The plaintiffs’ problems culminated in a devastating flood in August of 2010. On August 10, 2010, water from the creek filled their basement. They called the City, but no one came to investigate. Ten days later, a major rainstorm hit the City, and approximately 25-feet of water covered the highway. The county was declared a federal disaster area, and plaintiffs’ home was completely flooded. The plaintiffs received about $30,000 in disaster assistance from the Federal Emergency Management Agency, but they spent $145,000 to repair their home.

Jury Award

One year later, the plaintiffs filed an action in the Wapello County District Court against the City, alleging that the City negligently managed storm water by approving the addition, by failing to establish storm water detention projects at the addition and the golf course, and by failing to comply with its own storm water management policies. The jury entered a verdict in favor of the plaintiffs and awarded them damages of $84,000. The district court denied the City’s motion for a judgment notwithstanding the verdict, the City appealed, and the Iowa Supreme Court retained the appeal.

Iowa Supreme Court Decision

On review, the Court reversed the judgment in the plaintiffs’ favor, finding that the plaintiffs had failed to present substantial evidence to support their contention that the City’s negligence caused their damages. The Court remanded to the district court for an entry of judgment in favor of the City.

At trial, the plaintiffs had presented expert testimony to establish that water from the addition discharged into the creek. The expert’s own report, however, made clear that 6.8 inches of rain within 24 hours—sufficient to constitute a 100-year flood—would have caused water from the creek to flow over the highway bordering the plaintiffs’ property. On cross-examination, the plaintiffs’ expert admitted he had heard reports that as much as 10 inches of rain fell on August 20, 2010. The Court found that the evidence confirmed that a significant, rare rainstorm occurred in the area of the plaintiffs’ home on August 20, 2010. The water was deep enough to allow sheriff’s deputies to use jet skis to rescue flood victims.  The expert’s testimony confirmed that no reasonable efforts by the City to control upstream drainage could have prevented the flooding to the plaintiffs’ property. It would have occurred regardless of any negligence by the City. As such, the plaintiffs failed to establish the required “but-for” causation as the City’s alleged negligence in allowing the addition.

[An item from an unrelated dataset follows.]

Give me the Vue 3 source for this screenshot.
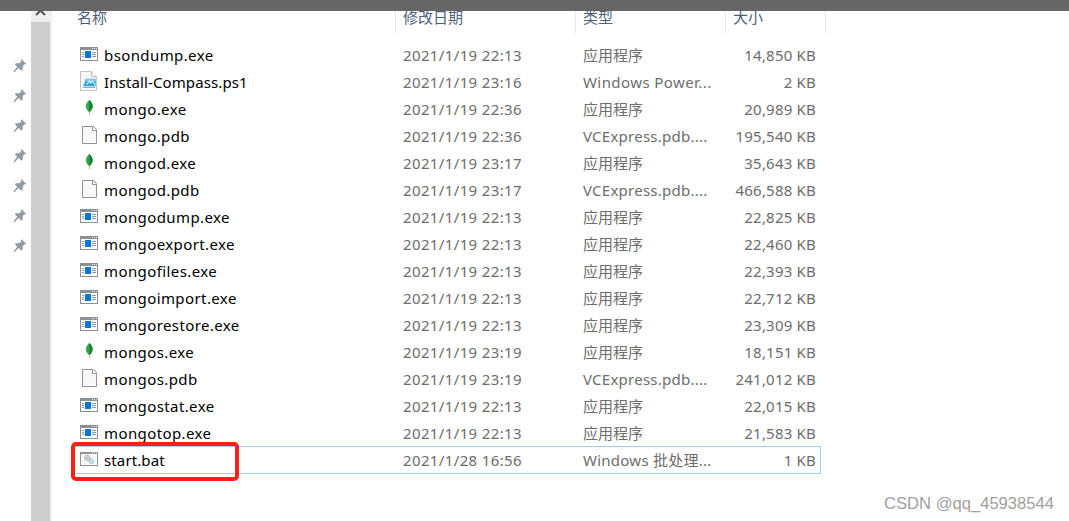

The Court found, however, that the major rainstorm was not, in and of itself, a cause relieving the City of its liability for the plaintiffs’ damages.  There could have been more than one cause of the plaintiffs’ damages. The Court ruled, however, that the plaintiffs failed to present any evidence showing that the City’s negligence was a cause of their damages.

Although the expert offered an opinion regarding drainage control measures the City could have used on the golf course, he did not testify as to any causal connection between the maintenance of the golf course and the plaintiffs’ damages. The Court noted that although expert testimony is not always required to establish causation, it is required where the connection between a defendant’s negligence and the plaintiffs’ harm is not within a layperson’s common knowledge and experience. The Court held that whether the flooding that damaged the plaintiffs’ property was caused by the approval of a residential development and alterations to a golf course was beyond the common understanding of a layperson. As such, the plaintiffs were required to show causation through expert testimony, which they failed to do.

Because there was insufficient evidence to establish causation, the Court ruled that the district court erred in denying the City’s motion for judgment notwithstanding the verdict.

Conclusion

This case raises a number of questions regarding the reason flooding only became an issue for the plaintiffs seven years after they purchased their home. The case did not address rainfall amounts during these years or how much rain fell in 2008 when the plaintiffs’ entire basement was flooded.  Even if the 100-year flood would have resulted in significant damage to the plaintiffs’ home, the question of whether that damage was worse because of the City’s negligent storm water management was not addressed.

This case highlights the necessity of clear expert testimony regarding causation in negligence actions involving facts beyond the common understanding of a layperson. If plaintiffs cannot establish that the defendant’s actions were the “but for” cause of their damages, they cannot prevail, even if the defendant was negligent.